4. A afixação de placas de advertência – em cada um dos pontos de entrada do loteamento e nos pontos de venda de lotes, placa facilmente visível a quem ingressa no loteamento e nos pontos de venda que informe a respeito da existência do processo principal, indicando o número do processo, do juízo em que tramita e o endereço de internet onde ele pode ser consultado (www.jfsc.jus.br) -, possui cunho pedagógico, já que visa conscientizar a população, bem como aqueles que pretendam edificar em área de proteção ambiental, da impossibilidade de assim agir. E esta Turma já consignou que tal medida vai ao encontro do princípio da prevenção, bem como inexiste prejuízo moral ao particular, devendo ainda ser agregado ao referenciado conteúdo da placa informativa a proibição de ser efetuada qualquer alteração no local, como forma de evitar outros prejuízos ao meio ambiente e dar publicidade à própria população.

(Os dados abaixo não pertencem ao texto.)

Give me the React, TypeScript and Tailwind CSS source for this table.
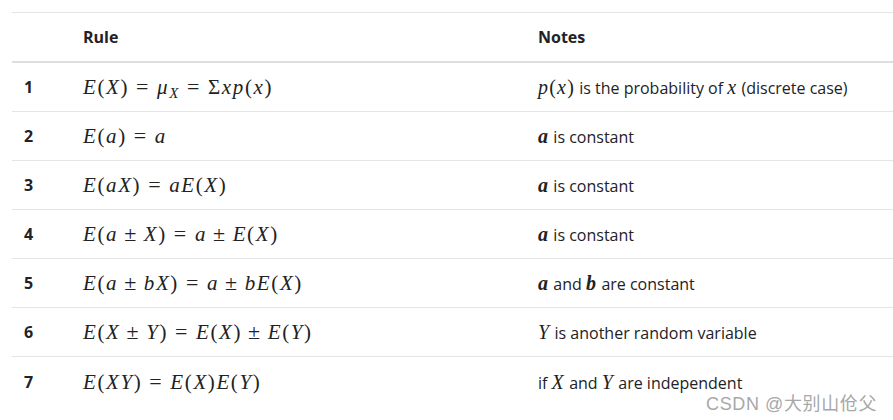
import React from "react";

const mathCls = "font-['Liberation_Serif',serif] text-[20px] tracking-[1.2px] text-[#222]";
const ruleCls = "font-['Liberation_Serif',serif] text-[21px] tracking-[1.6px] text-[#222]";
const I = ({ c }: { c: string }) => <i>{c}</i>;
const R = ({ c }: { c: string }) => <span className="not-italic">{c}</span>;
const Op = ({ c }: { c: string }) => <span className="not-italic mx-[7px] text-[22px]">{c}</span>;
const Pm = ({ c }: { c: string }) => <span className="not-italic mx-[6px] text-[22px]">{c}</span>;

const rows: { n: string; rule: React.ReactNode; note: React.ReactNode }[] = [
  {
    n: "1",
    rule: (
      <>
        <I c="E" /><R c="(" /><I c="X" /><R c=")" /><Op c="=" /><I c="μ" /><sub className="text-[15px] italic">X</sub><Op c="=" /><R c="Σ" /><I c="xp" /><R c="(" /><I c="x" /><R c=")" />
      </>
    ),
    note: (
      <>
        <span className={mathCls}><I c="p" /><R c="(" /><I c="x" /><R c=")" /></span> is the probability of <span className={mathCls}><I c="x" /></span> (discrete case)
      </>
    ),
  },
  {
    n: "2",
    rule: (<><I c="E" /><R c="(" /><I c="a" /><R c=")" /><Op c="=" /><I c="a" /></>),
    note: (<><span className={mathCls + " font-bold"}><I c="a" /></span> is constant</>),
  },
  {
    n: "3",
    rule: (<><I c="E" /><R c="(" /><I c="aX" /><R c=")" /><Op c="=" /><I c="aE" /><R c="(" /><I c="X" /><R c=")" /></>),
    note: (<><span className={mathCls + " font-bold"}><I c="a" /></span> is constant</>),
  },
  {
    n: "4",
    rule: (<><I c="E" /><R c="(" /><I c="a" /><Pm c="±" /><I c="X" /><R c=")" /><Op c="=" /><I c="a" /><Pm c="±" /><I c="E" /><R c="(" /><I c="X" /><R c=")" /></>),
    note: (<><span className={mathCls + " font-bold"}><I c="a" /></span> is constant</>),
  },
  {
    n: "5",
    rule: (<><I c="E" /><R c="(" /><I c="a" /><Pm c="±" /><I c="bX" /><R c=")" /><Op c="=" /><I c="a" /><Pm c="±" /><I c="bE" /><R c="(" /><I c="X" /><R c=")" /></>),
    note: (<><span className={mathCls + " font-bold"}><I c="a" /></span> and <span className={mathCls + " font-bold"}><I c="b" /></span> are constant</>),
  },
  {
    n: "6",
    rule: (<><I c="E" /><R c="(" /><I c="X" /><Pm c="±" /><I c="Y" /><R c=")" /><Op c="=" /><I c="E" /><R c="(" /><I c="X" /><R c=")" /><Pm c="±" /><I c="E" /><R c="(" /><I c="Y" /><R c=")" /></>),
    note: (<><span className={mathCls}><I c="Y" /></span> is another random variable</>),
  },
  {
    n: "7",
    rule: (<><I c="E" /><R c="(" /><I c="XY" /><R c=")" /><Op c="=" /><I c="E" /><R c="(" /><I c="X" /><R c=")" /><I c="E" /><R c="(" /><I c="Y" /><R c=")" /></>),
    note: (<>if <span className={mathCls}><I c="X" /></span> and <span className={mathCls}><I c="Y" /></span> are independent</>),
  },
];

export default function App() {
  return (
    <div className="w-[893px] h-[420px] bg-white pt-[12px] pl-[12px] relative overflow-hidden font-['Open_Sans',sans-serif] text-[16px] text-[#222226]">
      <div className="border-t border-[#e4e5e7]">
        <div className="flex h-[50px] items-center border-b-2 border-[#dcdee1] font-bold">
          <div className="w-[59px] pl-[12px]"></div>
          <div className="w-[455px] pl-[12px]">Rule</div>
          <div className="flex-1 pl-[12px]">Notes</div>
        </div>
        {rows.map((r, i) => (
          <div
            key={r.n}
            className={
              "flex h-[49px] items-center " +
              (i < rows.length - 1 ? "border-b border-[#e4e5e7]" : "")
            }
          >
            <div className="w-[59px] pl-[12px] font-bold">{r.n}</div>
            <div className={"w-[455px] pl-[12px] " + ruleCls}>{r.rule}</div>
            <div className="flex-1 pl-[12px]">{r.note}</div>
          </div>
        ))}
      </div>
      <div className="absolute right-[16px] bottom-[7px] leading-none text-[18px] tracking-[0.6px] text-[#a8a8a8] font-['Liberation_Sans','Noto_Sans_CJK_SC',sans-serif] [text-shadow:0_0_1px_#fff]">
        CSDN @大别山伧父
      </div>
    </div>
  );
}
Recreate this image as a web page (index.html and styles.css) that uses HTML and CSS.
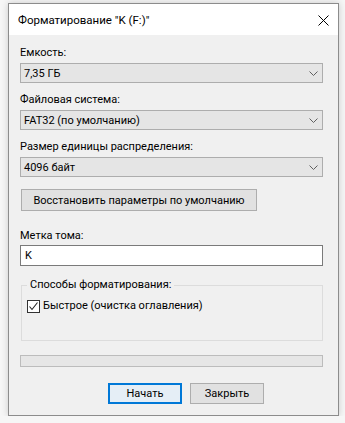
FILE: index.html
```html
<!DOCTYPE html>
<html lang="ru">
<head>
    <meta charset="UTF-8">
    <meta name="viewport" content="width=device-width, initial-scale=1.0">
    <title>Форматирование</title>
    <link rel="stylesheet" href="styles.css">
</head>
<body>

    <div class="window">
        <!-- Заголовок окна -->
        <div class="titlebar">
            <span class="title">Форматирование "K (F:)"</span>
            <svg class="close" width="11" height="11" viewBox="0 0 11 11">
                <path d="M0.5 0.5L10.5 10.5M10.5 0.5L0.5 10.5" stroke="#000" stroke-width="1" fill="none"/>
            </svg>
        </div>

        <div class="content">
            <div class="label">Емкость:</div>
            <div class="select">
                <span>7,35 ГБ</span>
                <svg class="chevron" width="9" height="5" viewBox="0 0 9 5"><path d="M0.5 0.5L4.5 4.5L8.5 0.5" stroke="#606060" fill="none"/></svg>
            </div>

            <div class="label">Файловая система:</div>
            <div class="select">
                <span>FAT32 (по умолчанию)</span>
                <svg class="chevron" width="9" height="5" viewBox="0 0 9 5"><path d="M0.5 0.5L4.5 4.5L8.5 0.5" stroke="#606060" fill="none"/></svg>
            </div>

            <div class="label">Размер единицы распределения:</div>
            <div class="select">
                <span>4096 байт</span>
                <svg class="chevron" width="9" height="5" viewBox="0 0 9 5"><path d="M0.5 0.5L4.5 4.5L8.5 0.5" stroke="#606060" fill="none"/></svg>
            </div>

            <button class="btn btn-restore">Восстановить параметры по умолчанию</button>

            <div class="label label-volume">Метка тома:</div>
            <div class="textbox">K</div>

            <fieldset class="group">
                <legend>Способы форматирования:</legend>
                <label class="check">
                    <span class="box">
                        <svg width="11" height="11" viewBox="0 0 11 11"><path d="M1.5 5.5L4 8.5L9.5 1.5" stroke="#222" stroke-width="1.1" fill="none"/></svg>
                    </span>
                    Быстрое (очистка оглавления)
                </label>
            </fieldset>

            <div class="progress"></div>

            <div class="actions">
                <button class="btn btn-default">Начать</button>
                <button class="btn">Закрыть</button>
            </div>
        </div>
    </div>

</body>
</html>
```

FILE: styles.css
```css
/* Диалог форматирования */
body {
    margin: 0;
    background-color: #f6f6f6;
    font-family: Roboto, "Noto Sans", sans-serif;
    font-size: 11px;
    color: #000;
}

.window {
    box-sizing: border-box;
    width: 331px;
    height: 413px;
    margin: 3px 0 0 8px;
    border: 1px solid #8c8c8c;
    background-color: #f0f0f0;
    box-shadow: 0 0 7px rgba(0, 0, 0, 0.18);
}

.titlebar {
    height: 31px;
    background-color: #fff;
    display: flex;
    align-items: center;
    justify-content: space-between;
    padding: 0 9px 0 9px;
}

.title {
    font-size: 11.5px;
}

.close {
    display: block;
    margin-top: 1px;
}

.content {
    padding: 10px 15px 0 11px;
}

.label {
    height: 16px;
    line-height: 16px;
    margin-bottom: 2px;
}

.select + .label {
    margin-top: 9px;
}

.select {
    box-sizing: border-box;
    height: 20px;
    border: 1px solid #adadad;
    background-color: #e5e5e5;
    display: flex;
    align-items: center;
    justify-content: space-between;
    padding: 1px 4px 0 3px;
}

.btn {
    box-sizing: border-box;
    font-family: inherit;
    font-size: 11px;
    color: #000;
    background-color: #e1e1e1;
    border: 1px solid #adadad;
    padding: 0;
    margin: 0;
}

.btn-restore {
    display: block;
    width: 236px;
    height: 22px;
    margin: 12px 0 0 1px;
}

.label-volume {
    margin-top: 17px;
    margin-bottom: 1px;
}

.textbox {
    box-sizing: border-box;
    height: 21px;
    width: 303px;
    border: 1px solid #7a7a7a;
    background-color: #fff;
    padding: 0 4px;
    line-height: 19px;
}

.group {
    box-sizing: border-box;
    height: 64px;
    margin: 11px 0 0 1px;
    padding: 5px 0 0 5px;
    border: 1px solid #dcdcdc;
}

.group legend {
    padding: 0 3px;
    line-height: 16px;
}

.check {
    display: flex;
    align-items: center;
    gap: 3px;
    line-height: 16px;
}

.box {
    box-sizing: border-box;
    width: 13px;
    height: 13px;
    border: 1px solid #333;
    background-color: #fff;
    display: flex;
    align-items: center;
    justify-content: center;
}

.box svg {
    display: block;
}

.progress {
    box-sizing: border-box;
    height: 12px;
    margin-top: 14px;
    border: 1px solid #bcbcbc;
    background-color: #e6e6e6;
}

.actions {
    display: flex;
    gap: 8px;
    margin-top: 16px;
    padding-left: 88px;
}

.actions .btn {
    width: 74px;
    height: 21px;
}

.btn-default {
    border: 1px solid #0078d7;
    box-shadow: inset 0 0 0 1px #0078d7;
    background-color: #e5eef6;
}
```
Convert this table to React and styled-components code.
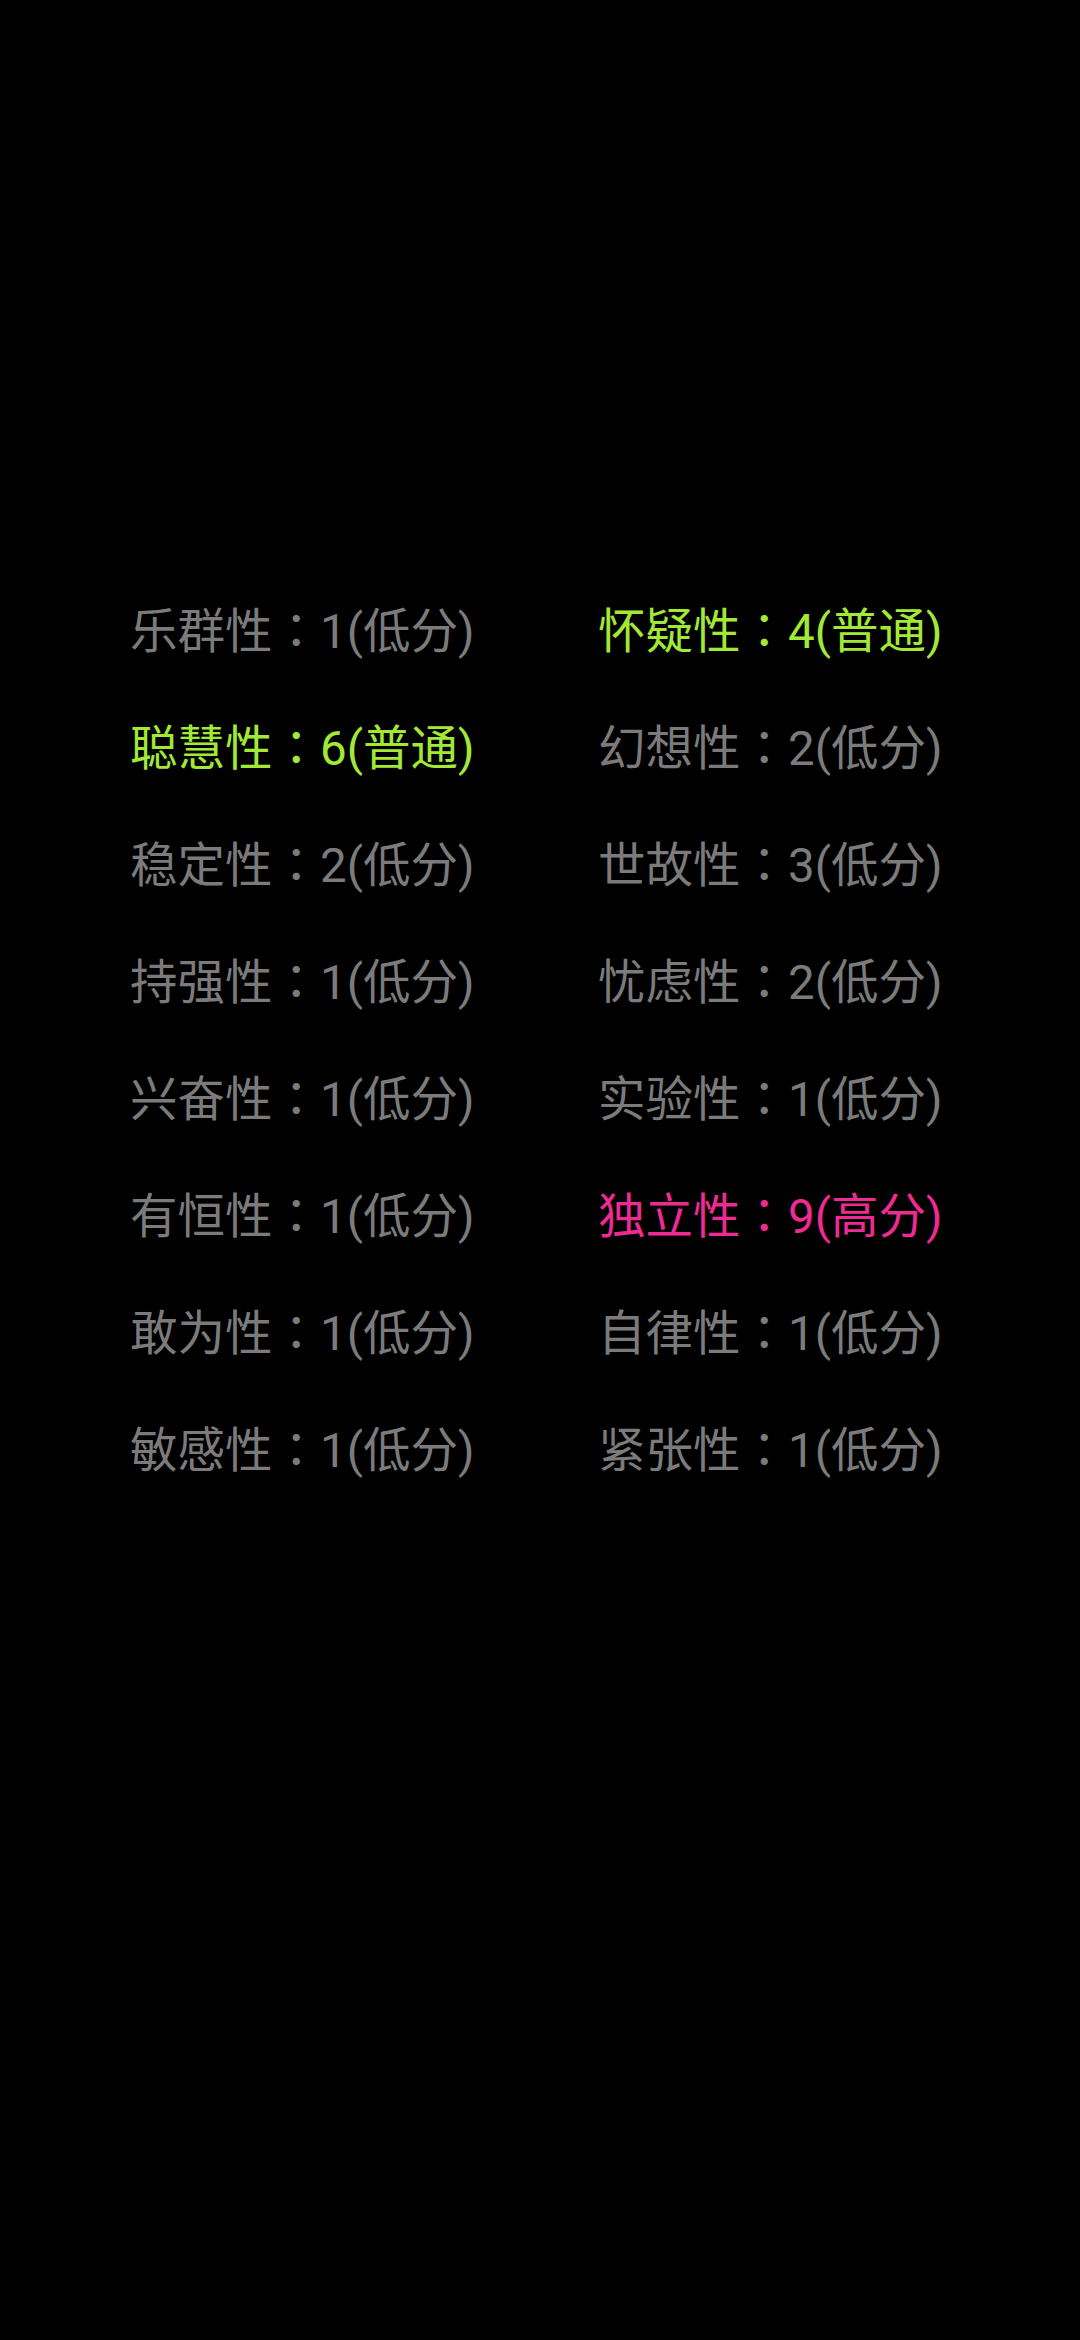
import React from "react";
import styled, { createGlobalStyle } from "styled-components";

const Global = createGlobalStyle`
  html, body { margin: 0; padding: 0; background: #000; }
  body { min-height: 2340px; }
`;

const Page = styled.div`
  width: 1080px;
  min-height: 2340px;
  background: #000;
  box-sizing: border-box;
  padding: 569px 0 0 130px;
`;

const Grid = styled.div`
  display: grid;
  grid-template-columns: 468px auto;
  grid-auto-rows: 117px;
`;

const Item = styled.div`
  display: flex;
  align-items: center;
  font-family: "Roboto", "Noto Sans CJK SC", sans-serif;
  font-size: 47.5px;
  white-space: nowrap;
  color: ${(p) =>
    p.$level === "mid" ? "#a2e935" : p.$level === "high" ? "#ee2a93" : "#7b7b7b"};
`;

const Colon = styled.span`
  font-family: "Noto Sans CJK TC", "Noto Sans CJK JP", sans-serif;
`;

const items = [
  ["乐群性", 1, "低分"],
  ["怀疑性", 4, "普通"],
  ["聪慧性", 6, "普通"],
  ["幻想性", 2, "低分"],
  ["稳定性", 2, "低分"],
  ["世故性", 3, "低分"],
  ["持强性", 1, "低分"],
  ["忧虑性", 2, "低分"],
  ["兴奋性", 1, "低分"],
  ["实验性", 1, "低分"],
  ["有恒性", 1, "低分"],
  ["独立性", 9, "高分"],
  ["敢为性", 1, "低分"],
  ["自律性", 1, "低分"],
  ["敏感性", 1, "低分"],
  ["紧张性", 1, "低分"],
];

const levelOf = (t) => (t === "普通" ? "mid" : t === "高分" ? "high" : "low");

export default function App() {
  return (
    <Page>
      <Global />
      <Grid>
        {items.map(([name, score, tag]) => (
          <Item key={name} $level={levelOf(tag)}>
            {name}
            <Colon>：</Colon>
            {score}({tag})
          </Item>
        ))}
      </Grid>
    </Page>
  );
}
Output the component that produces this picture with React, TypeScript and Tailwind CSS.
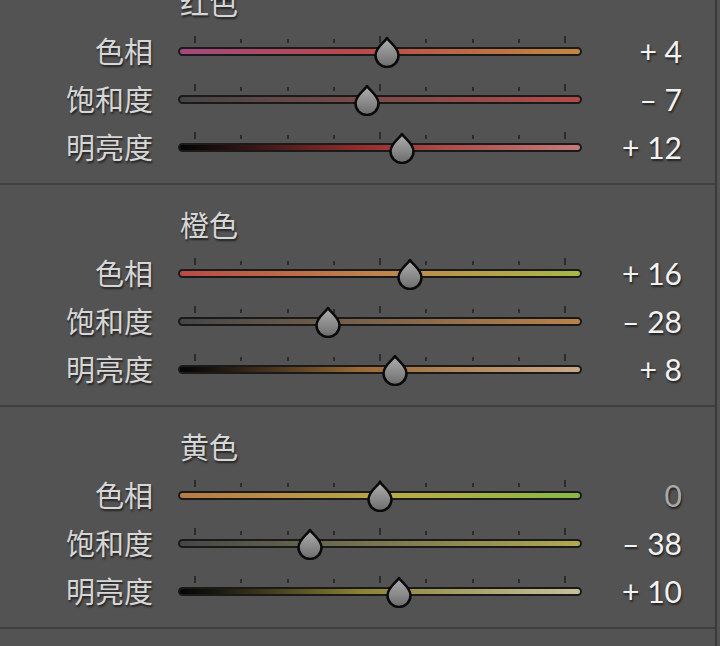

5. É possível que se averbe a existência de lide onde se investiga a existência de limitação ou proibição ambiental, decorrente dano ambiental e a necessária reparação (latu sensu), sendo de extrema importância que o imóvel seja amplamente definido perante a sociedade (registro de imóveis e princípio da segurança jurídica) acerca das suas características, limitações e serviços ambientais. Nessas condições, impende ser lançada a averbação da situação apresentada na demanda principal perante o competente Ofício de Registro de Imóveis. Inteligência do art. 246 da Lei dos Registros Públicos.
6. A teor da Súmula 623 do STJ, “As obrigações ambientais possuem natureza propter rem, sendo admissível cobrá-las do proprietário ou possuidor atual e/ou dos anteriores, à escolha do credor”.